Inman

California endures housing crisis

A new study to be released by the Public Policy Institute of California suggests there’s a major housing shortage in the state’s employment centers, a top official with the California Building Industry Association said Tuesday.

Timothy L. Coyle, CBIA’s senior vice president for governmental affairs, said although the study has flaws in its methodology, it repeatedly acknowledges that there’s a serious housing shortage in the key job centers of the state – San Diego, Orange County, Los Angeles and the Bay Area.

“Furthermore, the report reaffirms what CBIA has been saying about the causes of these shortages – growth control and other governmental constraints have limited the supply of needed new housing,” Coyle said.

The study uses a newly developed methodology to calculate how many homes and apartments should have been built in California, based on such factors as nationwide housing production, immigration levels, demographics of immigrant families, and the state’s economy. PPIC researchers concluded that the state’s housing shortage is far less than the amount calculated by other researchers, who place the shortfall at about 1 million units.

But Coyle pointed out that an appendix to the study shines a bright spotlight on the lack of production during the 1990s. Since the state’s housing market bottomed out in 1993, the study reported the San Francisco Bay area was 21 percent short of the housing it needed between 1993 and 1999. During the same period, the report found the San Diego region underproduction rate stood at 20 percent; Sacramento region (5 percent); Los Angeles County (30 percent); Inland Empire (15 percent); Ventura County (10 percent); and Orange County (10 percent).

“The report looks back at the past decade, perhaps as a way to justify its low estimate of unmet housing needs, but in so doing it overlooks what every reputable scholarly institution is telling us – housing shortages are crippling affordability,” Coyle said. “As all economists will tell you, high prices signal market shortages, and no state has higher housing prices than California.”

The median price for an existing home in January was $405,720, the California Association of Realtors reported two weeks ago. That’s 21 percent higher than January 2003 and 68 percent higher than in 2000.

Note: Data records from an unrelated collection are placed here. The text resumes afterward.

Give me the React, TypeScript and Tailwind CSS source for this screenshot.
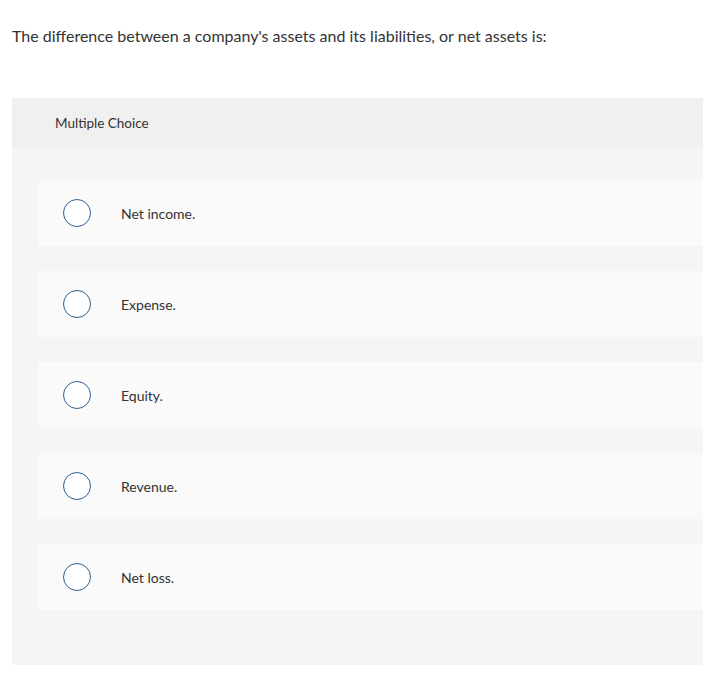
import React from "react";

const options = ["Net income.", "Expense.", "Equity.", "Revenue.", "Net loss."];

export default function App() {
  return (
    <div className="w-[703px] h-[682px] bg-white text-[#333]" style={{ fontFamily: "Lato, 'Open Sans', sans-serif" }}>
      <div className="pt-[26px] pl-[12px] text-[16px] leading-[20px]">
        The difference between a company's assets and its liabilities, or net assets is:
      </div>
      <div className="mt-[52px] ml-[12px] rounded-b-[3px] bg-[#f5f5f5]">
        <div className="h-[50px] bg-[#f0f0f0] flex items-center pl-[43px] text-[13.5px] pt-[1px]">Multiple Choice</div>
        <div className="pt-[32px] pb-[55px] pl-[26px] flex flex-col gap-[25px]">
          {options.map((o) => (
            <div key={o} className="h-[66px] bg-[#fafafa] rounded-l-[3px] flex items-center">
              <div className="ml-[25px] w-[28px] h-[28px] rounded-full border-[1.5px] border-[#2f5f8e] bg-white" />
              <div className="ml-[30px] text-[14px]">{o}</div>
            </div>
          ))}
        </div>
      </div>
    </div>
  );
}
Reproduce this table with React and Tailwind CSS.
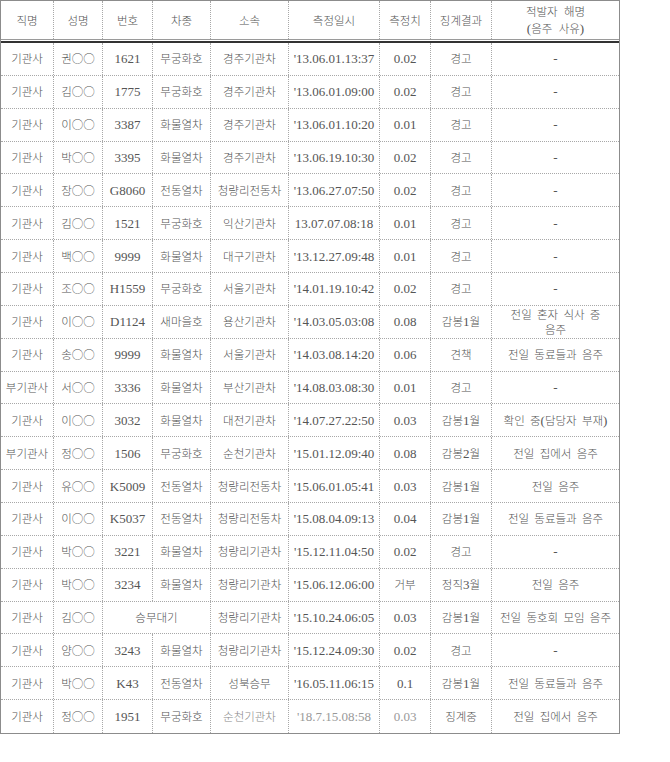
const ROWS = [
  ['기관사', '권○○', '1621', '무궁화호', '경주기관차', "'13.06.01.13:37", '0.02', '경고', '-'],
  ['기관사', '김○○', '1775', '무궁화호', '경주기관차', "'13.06.01.09:00", '0.02', '경고', '-'],
  ['기관사', '이○○', '3387', '화물열차', '경주기관차', "'13.06.01.10:20", '0.01', '경고', '-'],
  ['기관사', '박○○', '3395', '화물열차', '경주기관차', "'13.06.19.10:30", '0.02', '경고', '-'],
  ['기관사', '장○○', 'G8060', '전동열차', '청량리전동차', "'13.06.27.07:50", '0.02', '경고', '-'],
  ['기관사', '김○○', '1521', '무궁화호', '익산기관차', '13.07.07.08:18', '0.01', '경고', '-'],
  ['기관사', '백○○', '9999', '화물열차', '대구기관차', "'13.12.27.09:48", '0.01', '경고', '-'],
  ['기관사', '조○○', 'H1559', '무궁화호', '서울기관차', "'14.01.19.10:42", '0.02', '경고', '-'],
  ['기관사', '이○○', 'D1124', '새마을호', '용산기관차', "'14.03.05.03:08", '0.08', '감봉1월', '전일 혼자 식사 중\n음주'],
  ['기관사', '송○○', '9999', '화물열차', '서울기관차', "'14.03.08.14:20", '0.06', '견책', '전일 동료들과 음주'],
  ['부기관사', '서○○', '3336', '화물열차', '부산기관차', "'14.08.03.08:30", '0.01', '경고', '-'],
  ['기관사', '이○○', '3032', '화물열차', '대전기관차', "'14.07.27.22:50", '0.03', '감봉1월', '확인 중(담당자 부재)'],
  ['부기관사', '정○○', '1506', '무궁화호', '순천기관차', "'15.01.12.09:40", '0.08', '감봉2월', '전일 집에서 음주'],
  ['기관사', '유○○', 'K5009', '전동열차', '청량리전동차', "'15.06.01.05:41", '0.03', '감봉1월', '전일 음주'],
  ['기관사', '이○○', 'K5037', '전동열차', '청량리전동차', "'15.08.04.09:13", '0.04', '감봉1월', '전일 동료들과 음주'],
  ['기관사', '박○○', '3221', '화물열차', '청량리기관차', "'15.12.11.04:50", '0.02', '경고', '-'],
  ['기관사', '박○○', '3234', '화물열차', '청량리기관차', "'15.06.12.06:00", '거부', '정직3월', '전일 음주'],
  ['기관사', '김○○', null, '승무대기', '청량리기관차', "'15.10.24.06:05", '0.03', '감봉1월', '전일 동호회 모임 음주'],
  ['기관사', '양○○', '3243', '화물열차', '청량리기관차', "'15.12.24.09:30", '0.02', '경고', '-'],
  ['기관사', '박○○', 'K43', '전동열차', '성북승무', "'16.05.11.06:15", '0.1', '감봉1월', '전일 동료들과 음주'],
  ['기관사', '정○○', '1951', '무궁화호', '순천기관차', "'18.7.15.08:58", '0.03', '징계중', '전일 집에서 음주'],
]

const HEADERS = ['직명', '성명', '번호', '차종', '소속', '측정일시', '측정치', '징계결과']

// hangul in the CJK face, digits and latin in the serif face
function Txt({ children }) {
  const parts = String(children).split(/([\u3131-\uD79D○]+)/)
  return parts.map((part, i) =>
    /[\u3131-\uD79D○]/.test(part) ? (
      <span key={i} className="font-['Noto_Sans_CJK_KR',sans-serif] text-[11.5px] font-light">
        {part}
      </span>
    ) : (
      <span key={i}>{part}</span>
    )
  )
}

const cell = 'flex items-center justify-center text-center border-r border-dotted border-[#a8a8a8] leading-[15px]'
const cols = 'grid grid-cols-[53px_49px_50px_58px_78px_91px_51px_61px_1fr]'

export default function App() {
  return (
    <div className="h-[762px] w-[670px] bg-white font-['Liberation_Serif','Noto_Sans_CJK_KR',serif] text-[13px] text-[#555]">
      <div className="w-[620px] border border-[#8c8c8c]">
        <div className={`${cols} h-[39px] border-b border-[#9a9a9a]`}>
          {HEADERS.map((h) => (
            <div key={h} className={cell}>
              <Txt>{h}</Txt>
            </div>
          ))}
          <div className="flex flex-col items-center justify-center leading-[16px] [word-spacing:3px]">
            <span><Txt>적발자 해명</Txt></span>
            <span><Txt>(음주 사유)</Txt></span>
          </div>
        </div>
        <div className="h-px bg-white" />
        <div className="h-[2px] bg-[#333]" />

        {ROWS.map((r, idx) => {
          const last = idx === ROWS.length - 1
          return (
            <div
              key={idx}
              className={`${cols} h-[32.86px] ${last ? '' : 'border-b border-dotted border-[#a8a8a8]'}`}
            >
              <div className={cell}><Txt>{r[0]}</Txt></div>
              <div className={cell}><Txt>{r[1]}</Txt></div>
              {r[2] === null ? (
                <div className={`${cell} col-span-2`}><Txt>{r[3]}</Txt></div>
              ) : (
                <>
                  <div className={cell}><Txt>{r[2]}</Txt></div>
                  <div className={cell}><Txt>{r[3]}</Txt></div>
                </>
              )}
              <div className={`${cell} ${last ? 'text-[#888]' : ''}`}><Txt>{r[4]}</Txt></div>
              <div className={`${cell} ${last ? 'text-[#999]' : ''}`}><Txt>{r[5]}</Txt></div>
              <div className={`${cell} ${last ? 'text-[#999]' : ''}`}><Txt>{r[6]}</Txt></div>
              <div className={cell}><Txt>{r[7]}</Txt></div>
              <div className="flex items-center justify-center whitespace-pre-line break-keep text-center leading-[15px] [word-spacing:2px]">
                <span><Txt>{r[8]}</Txt></span>
              </div>
            </div>
          )
        })}
      </div>
    </div>
  )
}
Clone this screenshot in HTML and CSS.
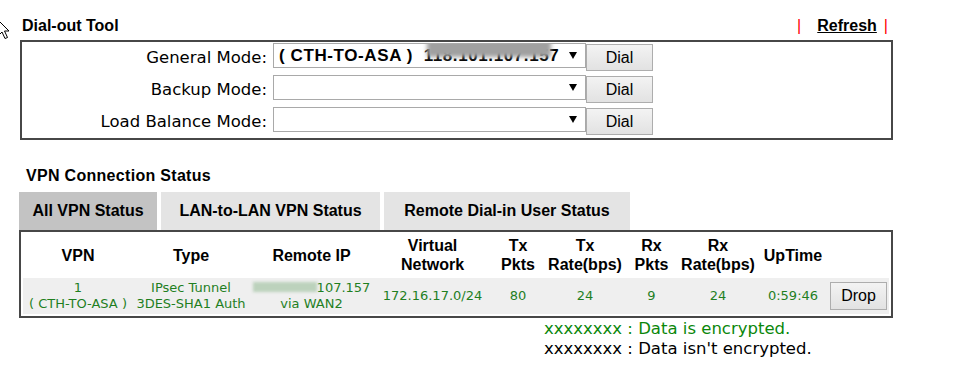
FILE: index.html
```html
<!DOCTYPE html>
<html lang="en">
<head>
    <meta charset="UTF-8">
    <title>Dial-out Tool</title>
    <link rel="stylesheet" href="styles.css">
</head>
<body>
    <div class="page">
        <!-- mouse pointer caught in the screenshot -->
        <svg class="cursor" width="14" height="22" viewBox="0 0 14 22">
            <path d="M1 1 L1 17 L5 13 L8 19.5 L10.5 18.5 L7.5 12 L12 12 Z" fill="#fff" stroke="#000" stroke-width="1"/>
        </svg>

        <div class="title-row">
            <h2 class="title">Dial-out Tool</h2>
            <div class="refresh">
                <span class="bar">|</span>
                <a href="#">Refresh</a>
                <span class="bar">|</span>
            </div>
        </div>

        <div class="dial-box">
            <div class="dial-row">
                <label>General Mode:</label>
                <div class="select">
                    <span class="select-text">( CTH-TO-ASA )&nbsp; 118.101.107.157</span>
                    <span class="smudge"></span>
                    <span class="arrow"></span>
                </div>
                <button class="btn dial">Dial</button>
            </div>
            <div class="dial-row">
                <label>Backup Mode:</label>
                <div class="select">
                    <span class="select-text"></span>
                    <span class="arrow"></span>
                </div>
                <button class="btn dial">Dial</button>
            </div>
            <div class="dial-row">
                <label>Load Balance Mode:</label>
                <div class="select">
                    <span class="select-text"></span>
                    <span class="arrow"></span>
                </div>
                <button class="btn dial">Dial</button>
            </div>
        </div>

        <h2 class="title vpn-title">VPN Connection Status</h2>

        <div class="tabs">
            <div class="tab active tab-all">All VPN Status</div>
            <div class="tab tab-lan">LAN-to-LAN VPN Status</div>
            <div class="tab tab-dial">Remote Dial-in User Status</div>
        </div>

        <div class="status-box">
            <table class="status">
                <colgroup>
                    <col style="width:110px">
                    <col style="width:116px">
                    <col style="width:125px">
                    <col style="width:117px">
                    <col style="width:54px">
                    <col style="width:80px">
                    <col style="width:53px">
                    <col style="width:80px">
                    <col style="width:70px">
                    <col style="width:61px">
                </colgroup>
                <tr class="head">
                    <th>VPN</th>
                    <th>Type</th>
                    <th>Remote IP</th>
                    <th>Virtual<br>Network</th>
                    <th>Tx<br>Pkts</th>
                    <th>Tx<br>Rate(bps)</th>
                    <th>Rx<br>Pkts</th>
                    <th>Rx<br>Rate(bps)</th>
                    <th>UpTime</th>
                    <th></th>
                </tr>
                <tr class="data">
                    <td>1<br>( CTH-TO-ASA )</td>
                    <td>IPsec Tunnel<br>3DES-SHA1 Auth</td>
                    <td><span class="ip-smudge"></span>107.157<br>via WAN2</td>
                    <td>172.16.17.0/24</td>
                    <td>80</td>
                    <td>24</td>
                    <td>9</td>
                    <td>24</td>
                    <td>0:59:46</td>
                    <td class="drop-cell"><button class="btn drop">Drop</button></td>
                </tr>
            </table>
        </div>

        <div class="legend">
            <div class="enc">xxxxxxxx : Data is encrypted.</div>
            <div>xxxxxxxx : Data isn't encrypted.</div>
        </div>
    </div>
</body>
</html>
```

FILE: styles.css
```css
body {
    margin: 0;
    background: #fff;
    color: #000;
    font-family: "DejaVu Sans", Verdana, sans-serif;
}
.page {
    position: relative;
    width: 874px;
    padding: 17px 0 0 19px;
}
.cursor {
    position: absolute;
    left: -3px;
    top: 19px;
}
.title {
    margin: 0;
    font-family: "Liberation Sans", Arial, sans-serif;
    font-size: 16px;
    font-weight: bold;
    line-height: 18px;
}
.title-row {
    display: flex;
    justify-content: space-between;
    align-items: center;
    padding: 0 5px 0 3px;
    margin-bottom: 5px;
}
.refresh {
    display: flex;
    align-items: center;
    font-family: "Liberation Sans", Arial, sans-serif;
    font-size: 16px;
    line-height: 18px;
}
.refresh .bar {
    color: #ff0000;
}
.refresh a {
    color: #000;
    font-weight: bold;
    margin: 0 7px 0 16px;
}
.dial-box {
    margin-left: 1px;
    border: 2px solid #474747;
    padding: 1px 0 3px;
    display: flex;
    flex-direction: column;
    gap: 4px;
}
.dial-row {
    display: flex;
    align-items: flex-start;
    height: 28px;
}
.dial-row label {
    width: 245px;
    text-align: right;
    font-size: 16.5px;
    line-height: 19px;
    padding: 5px 6px 0 0;
}
.select {
    position: relative;
    width: 311px;
    height: 23px;
    border: 1px solid #a9a9a9;
    background: #fff;
    display: flex;
    align-items: center;
    overflow: hidden;
}
.select-text {
    flex: 1;
    padding-left: 5px;
    font-family: "Liberation Sans", Arial, sans-serif;
    font-size: 17px;
    font-weight: bold;
    letter-spacing: 0.6px;
    white-space: nowrap;
    overflow: hidden;
}
.smudge {
    position: absolute;
    left: 153px;
    top: -4px;
    width: 124px;
    height: 17px;
    background: #a0a0a0;
    filter: blur(2px);
}
.arrow {
    width: 0;
    height: 0;
    border-left: 4px solid transparent;
    border-right: 4px solid transparent;
    border-top: 7px solid #000;
    margin: 0 8px 0 4px;
}
.btn {
    font-family: "Liberation Sans", Arial, sans-serif;
    font-size: 16px;
    color: #000;
    background: linear-gradient(#f3f3f3, #e2e2e2);
    border: 1px solid #adadad;
    border-radius: 0;
    padding: 0;
}
.dial {
    width: 67px;
    height: 27px;
    margin-top: 1px;
}
.vpn-title {
    margin: 27px 0 7px 7px;
    letter-spacing: 0.3px;
}
.tabs {
    display: flex;
    gap: 4px;
}
.tab {
    height: 38px;
    line-height: 38px;
    text-align: center;
    font-family: "Liberation Sans", Arial, sans-serif;
    font-size: 16px;
    font-weight: bold;
    background: #e4e4e4;
}
.tab.active {
    background: #c3c3c3;
}
.tab-all { width: 138px; }
.tab-lan { width: 219px; }
.tab-dial { width: 246px; }
.status-box {
    border: 2px solid #474747;
    padding: 0 2px 2px;
}
.status {
    width: 866px;
    table-layout: fixed;
    border-collapse: collapse;
}
.status th {
    height: 46px;
    padding: 0;
    font-family: "Liberation Sans", Arial, sans-serif;
    font-size: 16px;
    line-height: 19px;
    text-align: center;
    vertical-align: middle;
}
.status td {
    height: 36px;
    padding: 0;
    background: #efefef;
    color: #1f7f1f;
    font-size: 13px;
    line-height: 16px;
    text-align: center;
    vertical-align: middle;
    white-space: nowrap;
}
.ip-smudge {
    display: inline-block;
    width: 64px;
    height: 10px;
    background: #bcd2bc;
    filter: blur(1.5px);
}
.drop-cell {
    text-align: left;
}
.drop {
    width: 57px;
    height: 28px;
}
.legend {
    margin: 1px 0 0 525px;
    font-size: 16.5px;
    line-height: 20px;
}
.legend .enc {
    color: #0b870b;
}
```
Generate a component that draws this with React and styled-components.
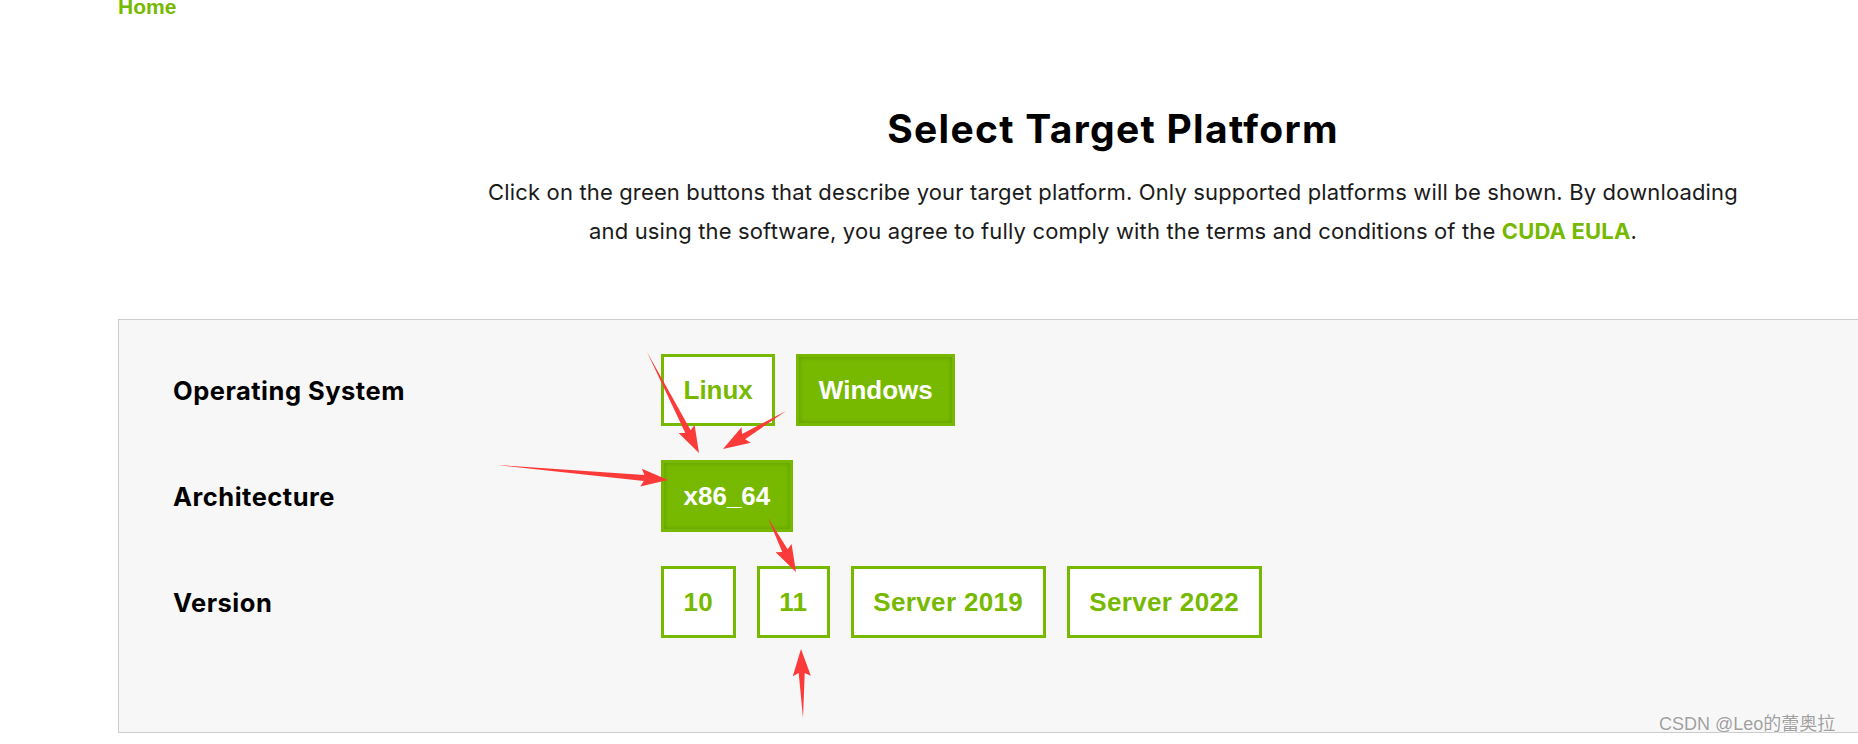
import React from "react";
import styled, { createGlobalStyle } from "styled-components";

const GREEN = "#76b900";

const GlobalStyle = createGlobalStyle`
  html, body { margin: 0; padding: 0; background: #ffffff; overflow: hidden; }
  body { font-family: Inter, "Noto Sans", sans-serif; color: #000; }
  * { box-sizing: border-box; }
`;

const Page = styled.div`
  position: relative;
  width: 2108px;
  height: 744px;
  padding-left: 118px;
`;

const Breadcrumb = styled.a`
  display: block;
  height: 14px;
  line-height: 14px;
  font-family: "Liberation Sans", Arial, sans-serif;
  font-weight: 700;
  font-size: 21px;
  color: ${GREEN};
  text-decoration: none;
`;

const Intro = styled.section`
  display: flex;
  flex-direction: column;
  align-items: center;
  text-align: center;
`;

const Title = styled.h1`
  margin: 92px 0 0;
  font-size: 39px;
  line-height: 46px;
  font-weight: 700;
  letter-spacing: 1.3px;
  color: #000;
`;

const Lead = styled.p`
  margin: 21px 0 0;
  font-size: 22px;
  line-height: 39px;
  font-weight: 400;
  letter-spacing: 0.15px;
  color: #1a1a1a;
`;

const EulaLink = styled.a`
  color: ${GREEN};
  font-weight: 700;
  text-decoration: none;
`;

const Panel = styled.div`
  margin-top: 68px;
  background: #f7f7f7;
  border: 1px solid #cccccc;
  border-right: none;
  padding: 34px 0 94px 54px;
  display: grid;
  grid-template-columns: 488px auto;
  row-gap: 34px;
  align-items: center;
`;

const Label = styled.div`
  font-size: 25.5px;
  font-weight: 700;
  letter-spacing: 0.5px;
  color: #000;
`;

const Options = styled.div`
  display: flex;
  gap: 21px;
`;

const Option = styled.button`
  height: 72px;
  padding: 0 19.5px;
  border: 3px solid ${GREEN};
  background: ${(p) => (p.$active ? GREEN : "#ffffff")};
  box-shadow: ${(p) => (p.$active ? "inset 0 0 5px rgba(0,0,0,0.18)" : "none")};
  color: ${(p) => (p.$active ? "#ffffff" : GREEN)};
  font-family: "Liberation Sans", Arial, sans-serif;
  font-weight: 700;
  font-size: 26px;
  letter-spacing: ${(p) => (p.$wide ? 0.35 : 0)}px;
  display: flex;
  align-items: center;
  justify-content: center;
  cursor: pointer;
`;

const Overlay = styled.svg`
  position: absolute;
  left: 0;
  top: 0;
  pointer-events: none;
`;

const Watermark = styled.div`
  position: absolute;
  left: 1659px;
  top: 713px;
  font-family: "Liberation Sans", Arial, "Noto Sans CJK SC", sans-serif;
  font-size: 18px;
  line-height: 22px;
  color: #a0a0a0;
  text-shadow: 0 0 2px #fff, 0 0 2px #fff;
  white-space: nowrap;
`;

function arrowPoints([x1, y1], [x2, y2]) {
  const dx = x2 - x1;
  const dy = y2 - y1;
  const len = Math.hypot(dx, dy);
  const ux = dx / len;
  const uy = dy / len;
  const px = -uy;
  const py = ux;
  const headLen = Math.min(24, len * 0.4);
  const bx = x2 - ux * headLen;
  const by = y2 - uy * headLen;
  const shaft = 3;
  const wing = 9;
  const pts = [
    [x1, y1],
    [bx + px * shaft, by + py * shaft],
    [bx + px * wing - ux * 3, by + py * wing - uy * 3],
    [x2, y2],
    [bx - px * wing - ux * 3, by - py * wing - uy * 3],
    [bx - px * shaft, by - py * shaft],
  ];
  return pts.map((p) => p.map((v) => v.toFixed(1)).join(",")).join(" ");
}

const arrows = [
  [[647, 352], [699, 453]],
  [[786, 411], [723, 449]],
  [[497, 465], [668, 480]],
  [[768, 518], [796, 572]],
  [[803, 718], [801, 649]],
];

const rows = [
  { label: "Operating System", options: ["Linux", "Windows"], active: "Windows", wide: false },
  { label: "Architecture", options: ["x86_64"], active: "x86_64", wide: false },
  { label: "Version", options: ["10", "11", "Server 2019", "Server 2022"], active: null, wide: true },
];

export default function App() {
  return (
    <>
      <GlobalStyle />
      <Page>
        <Breadcrumb href="#">Home</Breadcrumb>
        <Intro>
          <Title>Select Target Platform</Title>
          <Lead>
            Click on the green buttons that describe your target platform. Only supported platforms will be shown. By downloading
            <br />
            and using the software, you agree to fully comply with the terms and conditions of the <EulaLink href="#">CUDA EULA</EulaLink>.
          </Lead>
        </Intro>
        <Panel>
          {rows.map((r) => (
            <React.Fragment key={r.label}>
              <Label>{r.label}</Label>
              <Options>
                {r.options.map((o) => (
                  <Option key={o} $active={o === r.active} $wide={r.wide}>
                    {o}
                  </Option>
                ))}
              </Options>
            </React.Fragment>
          ))}
        </Panel>
        <Overlay width="1858" height="744" viewBox="0 0 1858 744">
          {arrows.map((a, i) => (
            <polygon key={i} points={arrowPoints(a[0], a[1])} fill="#fb3a3a" />
          ))}
        </Overlay>
        <Watermark>CSDN @Leo的蕾奥拉</Watermark>
      </Page>
    </>
  );
}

C.A.R. also reported that “constraints on supply continue to impact both the availability and affordability of housing options for California families,” noting that there is only a two months’ supply of homes on the market, compared to a normal seven- to 10-month supply.

Coyle also registered concern that the report implies a possible retreat from development in the areas with the greatest housing demand. The report cites hostility to residential development in the state’s primary job markets and suggests that inland areas may be the place to go.

“CBIA believes the housing needs all over the state demand public policies that support new development,” he said. “But, despite the warnings from PPIC, California policy-makers should not yield to NIMBYs and other no-growth advocates and abandon the so-called coastal areas when that’s where the people and the jobs are. To do so would be bad public policy – driving development further and further away from job centers and placing greater stress on the environment as well as on California’s working families.”

The California Building Industry Association is a statewide trade association representing more than 6,000 businesses.